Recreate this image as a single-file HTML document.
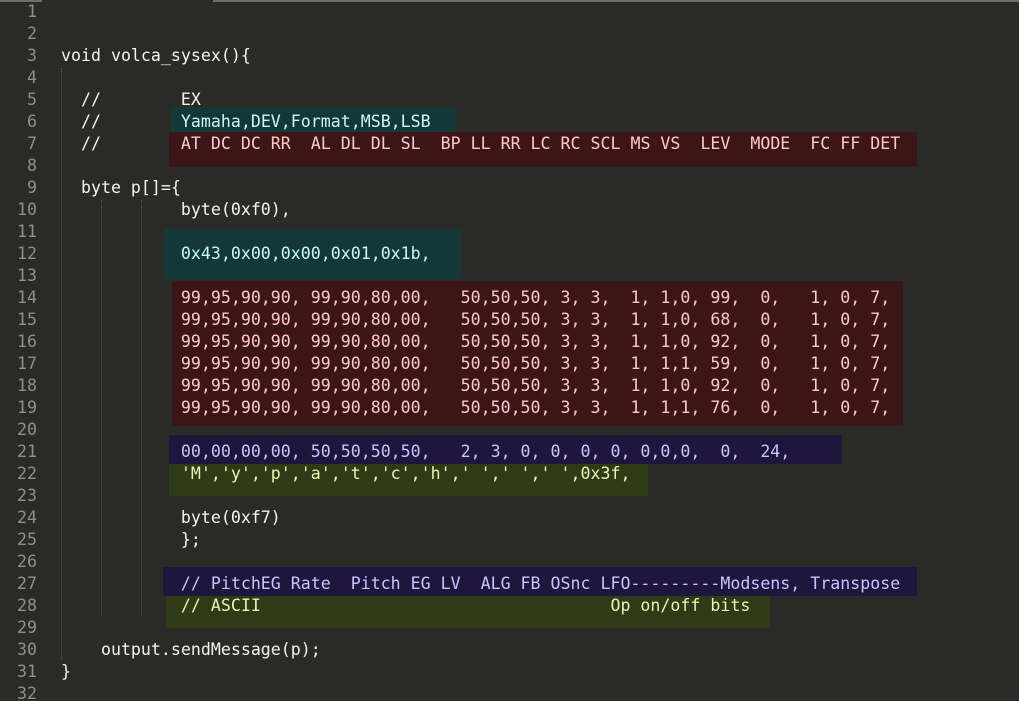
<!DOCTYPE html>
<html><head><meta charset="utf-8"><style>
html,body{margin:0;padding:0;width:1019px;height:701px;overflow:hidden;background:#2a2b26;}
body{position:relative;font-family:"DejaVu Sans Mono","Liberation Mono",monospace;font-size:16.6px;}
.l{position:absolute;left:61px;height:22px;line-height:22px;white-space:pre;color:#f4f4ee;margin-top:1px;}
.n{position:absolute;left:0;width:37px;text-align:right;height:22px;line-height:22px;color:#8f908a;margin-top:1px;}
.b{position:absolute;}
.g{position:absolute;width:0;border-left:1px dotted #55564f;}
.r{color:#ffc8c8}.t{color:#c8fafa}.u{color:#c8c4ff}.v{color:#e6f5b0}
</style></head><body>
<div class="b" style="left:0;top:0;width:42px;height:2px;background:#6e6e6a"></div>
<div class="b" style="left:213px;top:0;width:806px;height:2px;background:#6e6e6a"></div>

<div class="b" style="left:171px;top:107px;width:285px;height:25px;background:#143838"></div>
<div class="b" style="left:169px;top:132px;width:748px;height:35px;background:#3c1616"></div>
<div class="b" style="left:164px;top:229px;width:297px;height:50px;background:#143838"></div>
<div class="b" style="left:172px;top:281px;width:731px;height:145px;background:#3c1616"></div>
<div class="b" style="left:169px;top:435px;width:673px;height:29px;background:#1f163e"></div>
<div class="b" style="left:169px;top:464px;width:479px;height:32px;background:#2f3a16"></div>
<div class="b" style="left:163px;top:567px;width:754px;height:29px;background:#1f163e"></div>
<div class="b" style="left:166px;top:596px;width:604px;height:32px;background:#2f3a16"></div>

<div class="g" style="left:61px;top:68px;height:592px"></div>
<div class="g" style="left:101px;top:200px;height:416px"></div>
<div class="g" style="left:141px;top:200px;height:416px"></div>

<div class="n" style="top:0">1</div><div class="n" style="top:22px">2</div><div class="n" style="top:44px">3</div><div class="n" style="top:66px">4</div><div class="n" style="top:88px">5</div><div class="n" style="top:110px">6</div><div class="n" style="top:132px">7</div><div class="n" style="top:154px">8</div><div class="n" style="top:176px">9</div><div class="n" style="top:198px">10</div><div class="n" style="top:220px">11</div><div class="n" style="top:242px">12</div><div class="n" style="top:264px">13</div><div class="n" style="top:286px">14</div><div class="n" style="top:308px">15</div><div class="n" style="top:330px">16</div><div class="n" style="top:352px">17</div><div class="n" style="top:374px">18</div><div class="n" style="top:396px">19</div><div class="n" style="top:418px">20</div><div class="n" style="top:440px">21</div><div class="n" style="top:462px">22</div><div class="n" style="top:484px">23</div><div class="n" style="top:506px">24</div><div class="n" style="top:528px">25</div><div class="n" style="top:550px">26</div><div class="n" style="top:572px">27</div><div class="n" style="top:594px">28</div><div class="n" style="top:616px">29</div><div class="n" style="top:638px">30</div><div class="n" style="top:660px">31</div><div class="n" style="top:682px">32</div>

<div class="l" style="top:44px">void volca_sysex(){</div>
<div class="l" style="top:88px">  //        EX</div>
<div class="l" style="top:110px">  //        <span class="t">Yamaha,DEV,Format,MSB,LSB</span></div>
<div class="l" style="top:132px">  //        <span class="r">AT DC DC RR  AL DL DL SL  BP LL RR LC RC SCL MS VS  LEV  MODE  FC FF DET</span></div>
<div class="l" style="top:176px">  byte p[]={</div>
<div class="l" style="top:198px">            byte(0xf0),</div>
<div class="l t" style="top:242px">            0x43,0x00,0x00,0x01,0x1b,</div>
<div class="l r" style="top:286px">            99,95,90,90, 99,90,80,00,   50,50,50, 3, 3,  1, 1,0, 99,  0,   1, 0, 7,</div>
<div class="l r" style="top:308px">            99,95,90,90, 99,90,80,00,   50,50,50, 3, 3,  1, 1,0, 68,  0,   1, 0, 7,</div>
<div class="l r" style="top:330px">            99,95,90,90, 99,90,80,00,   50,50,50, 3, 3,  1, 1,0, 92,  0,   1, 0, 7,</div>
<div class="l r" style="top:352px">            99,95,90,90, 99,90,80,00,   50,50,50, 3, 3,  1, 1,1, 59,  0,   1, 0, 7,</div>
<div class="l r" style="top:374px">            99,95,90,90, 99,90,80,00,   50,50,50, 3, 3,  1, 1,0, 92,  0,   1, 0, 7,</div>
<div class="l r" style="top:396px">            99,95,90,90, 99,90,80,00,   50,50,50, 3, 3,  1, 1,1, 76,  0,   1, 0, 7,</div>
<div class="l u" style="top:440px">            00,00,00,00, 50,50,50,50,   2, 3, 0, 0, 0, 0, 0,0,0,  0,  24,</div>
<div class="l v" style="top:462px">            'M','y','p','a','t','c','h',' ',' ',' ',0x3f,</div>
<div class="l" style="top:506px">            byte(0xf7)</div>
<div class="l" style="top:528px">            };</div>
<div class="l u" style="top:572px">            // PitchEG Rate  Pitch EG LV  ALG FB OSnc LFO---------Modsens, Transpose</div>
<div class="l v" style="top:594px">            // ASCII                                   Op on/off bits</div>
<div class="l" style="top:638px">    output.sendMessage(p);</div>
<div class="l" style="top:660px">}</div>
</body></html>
::::::::
Copy the listing exactly. Any image in it stays out of the copy.

Recreate this image as a single-file HTML document.
<!DOCTYPE html>
<html><head><meta charset="utf-8"><style>
html,body{margin:0;padding:0;width:1019px;height:701px;overflow:hidden;background:#2a2b26;}
body{position:relative;font-family:"DejaVu Sans Mono","Liberation Mono",monospace;font-size:16.6px;}
.l{position:absolute;left:61px;height:22px;line-height:22px;white-space:pre;color:#f4f4ee;margin-top:1px;}
.n{position:absolute;left:0;width:37px;text-align:right;height:22px;line-height:22px;color:#8f908a;margin-top:1px;}
.b{position:absolute;}
.g{position:absolute;width:0;border-left:1px dotted #55564f;}
.r{color:#ffc8c8}.t{color:#c8fafa}.u{color:#c8c4ff}.v{color:#e6f5b0}
</style></head><body>
<div class="b" style="left:0;top:0;width:42px;height:2px;background:#6e6e6a"></div>
<div class="b" style="left:213px;top:0;width:806px;height:2px;background:#6e6e6a"></div>

<div class="b" style="left:171px;top:107px;width:285px;height:25px;background:#143838"></div>
<div class="b" style="left:169px;top:132px;width:748px;height:35px;background:#3c1616"></div>
<div class="b" style="left:164px;top:229px;width:297px;height:50px;background:#143838"></div>
<div class="b" style="left:172px;top:281px;width:731px;height:145px;background:#3c1616"></div>
<div class="b" style="left:169px;top:435px;width:673px;height:29px;background:#1f163e"></div>
<div class="b" style="left:169px;top:464px;width:479px;height:32px;background:#2f3a16"></div>
<div class="b" style="left:163px;top:567px;width:754px;height:29px;background:#1f163e"></div>
<div class="b" style="left:166px;top:596px;width:604px;height:32px;background:#2f3a16"></div>

<div class="g" style="left:61px;top:68px;height:592px"></div>
<div class="g" style="left:101px;top:200px;height:416px"></div>
<div class="g" style="left:141px;top:200px;height:416px"></div>

<div class="n" style="top:0">1</div><div class="n" style="top:22px">2</div><div class="n" style="top:44px">3</div><div class="n" style="top:66px">4</div><div class="n" style="top:88px">5</div><div class="n" style="top:110px">6</div><div class="n" style="top:132px">7</div><div class="n" style="top:154px">8</div><div class="n" style="top:176px">9</div><div class="n" style="top:198px">10</div><div class="n" style="top:220px">11</div><div class="n" style="top:242px">12</div><div class="n" style="top:264px">13</div><div class="n" style="top:286px">14</div><div class="n" style="top:308px">15</div><div class="n" style="top:330px">16</div><div class="n" style="top:352px">17</div><div class="n" style="top:374px">18</div><div class="n" style="top:396px">19</div><div class="n" style="top:418px">20</div><div class="n" style="top:440px">21</div><div class="n" style="top:462px">22</div><div class="n" style="top:484px">23</div><div class="n" style="top:506px">24</div><div class="n" style="top:528px">25</div><div class="n" style="top:550px">26</div><div class="n" style="top:572px">27</div><div class="n" style="top:594px">28</div><div class="n" style="top:616px">29</div><div class="n" style="top:638px">30</div><div class="n" style="top:660px">31</div><div class="n" style="top:682px">32</div>

<div class="l" style="top:44px">void volca_sysex(){</div>
<div class="l" style="top:88px">  //        EX</div>
<div class="l" style="top:110px">  //        <span class="t">Yamaha,DEV,Format,MSB,LSB</span></div>
<div class="l" style="top:132px">  //        <span class="r">AT DC DC RR  AL DL DL SL  BP LL RR LC RC SCL MS VS  LEV  MODE  FC FF DET</span></div>
<div class="l" style="top:176px">  byte p[]={</div>
<div class="l" style="top:198px">            byte(0xf0),</div>
<div class="l t" style="top:242px">            0x43,0x00,0x00,0x01,0x1b,</div>
<div class="l r" style="top:286px">            99,95,90,90, 99,90,80,00,   50,50,50, 3, 3,  1, 1,0, 99,  0,   1, 0, 7,</div>
<div class="l r" style="top:308px">            99,95,90,90, 99,90,80,00,   50,50,50, 3, 3,  1, 1,0, 68,  0,   1, 0, 7,</div>
<div class="l r" style="top:330px">            99,95,90,90, 99,90,80,00,   50,50,50, 3, 3,  1, 1,0, 92,  0,   1, 0, 7,</div>
<div class="l r" style="top:352px">            99,95,90,90, 99,90,80,00,   50,50,50, 3, 3,  1, 1,1, 59,  0,   1, 0, 7,</div>
<div class="l r" style="top:374px">            99,95,90,90, 99,90,80,00,   50,50,50, 3, 3,  1, 1,0, 92,  0,   1, 0, 7,</div>
<div class="l r" style="top:396px">            99,95,90,90, 99,90,80,00,   50,50,50, 3, 3,  1, 1,1, 76,  0,   1, 0, 7,</div>
<div class="l u" style="top:440px">            00,00,00,00, 50,50,50,50,   2, 3, 0, 0, 0, 0, 0,0,0,  0,  24,</div>
<div class="l v" style="top:462px">            'M','y','p','a','t','c','h',' ',' ',' ',0x3f,</div>
<div class="l" style="top:506px">            byte(0xf7)</div>
<div class="l" style="top:528px">            };</div>
<div class="l u" style="top:572px">            // PitchEG Rate  Pitch EG LV  ALG FB OSnc LFO---------Modsens, Transpose</div>
<div class="l v" style="top:594px">            // ASCII                                   Op on/off bits</div>
<div class="l" style="top:638px">    output.sendMessage(p);</div>
<div class="l" style="top:660px">}</div>
</body></html>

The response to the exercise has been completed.